In short, it is not enough to show that the action was “triggered by”—or filed in response to or in retaliation for—a party’s exercise of free speech rights. Under Section 425.16, a cause of action may be “triggered by” protected activity without necessarily “arising from” that activity.” (City of Cotati v. Cashman, surpa, 29 Cal.4th at pp. 77–78; Episcopal Church Cases (2009) 45 Cal.4th 467, 477.)

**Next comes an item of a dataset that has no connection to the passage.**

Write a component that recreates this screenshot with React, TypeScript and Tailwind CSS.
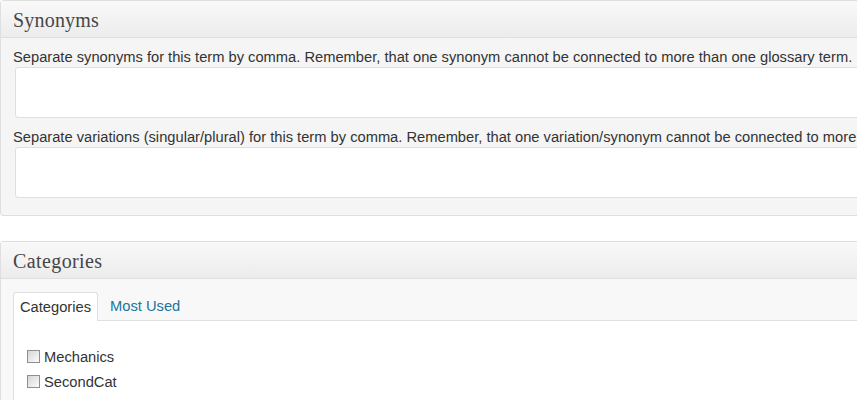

Rather, the focus is as follows: “In order for a complaint to be within the anti-SLAPP statute, the ‘critical consideration . . . is whether the cause of action is based on the defendant’s protected free speech or petitioning activity.’ [Citation.] To make that determination, we look to the ‘principal thrust or gravamen of the plaintiff’s cause of action.’ (Martinez v. Metabolife Internat., Inc. (2003) 113 Cal.App.4th 181, 188; Dyer v. Childress (2007) 147 Cal.App.4th 1273, 1279.)” (Moriarty v. Laramar Management Corp. (2014) 224 Cal.App.4th 125, 133.)
Petitioner’s complaint here is a statutory violation. The gravamen of his petition is Respondents’ alleged failure to comply with Corporations Code section 1601 and NRS 78.257, subpart 1. Specifically, Petitioner contends Respondents violated his statutory rights when they failed to produce records and documents of TRT after Petitioner’s request outside of any litigation. (Pet., ¶¶ 2-9, Prayer ¶ 1.)

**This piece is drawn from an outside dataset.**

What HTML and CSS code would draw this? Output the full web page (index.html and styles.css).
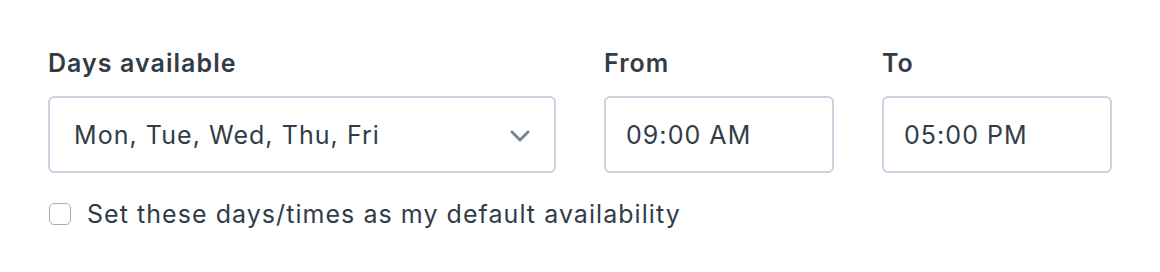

Petitioner claim does not “arise from” Respondents discovery responses or prior litigation—it is in no way dependent such things. To the extent alternative avenues to accomplish his goal were unsatisfactory or insufficient, Petitioner was free to file another lawsuit to enforce his statutory rights. Nothing in Petitioner’s action here is about communicative conduct or petitioning activity. Petitioner believes he is entitled to certain inspection rights of books and records of TRT. Whether all of the documents were produced in connection with other litigation is of no consequence.
The court recognizes (as suggested in Respondents’ reply) the allegations do not exist in a vacuum. Nonetheless, the Pre-Existing Litigation and discovery responses at most are incidental to the thrust of Petitioner’s claim here. Petitioner seeks to enforce his statutory rights.
- Step Two: Probability of Success
Given the court’s findings with respect to the first part of the Section 425.16 analysis, the court need not address whether Petitioner can show a probability of prevailing on the claims.
For the foregoing reasons, the special motion to strike the Petition is denied.
IT IS SO ORDERED.
October 9, 2020 ________________________________
Hon. Mitchell Beckloff
Judge of the Superior Court
 The operative pleading in the Pre-Existing Lawsuit makes demand for access to TRT’s books and records.
 The court notes TRT has not been named as a respondent in this matter. Such failure would preclude judgment against it.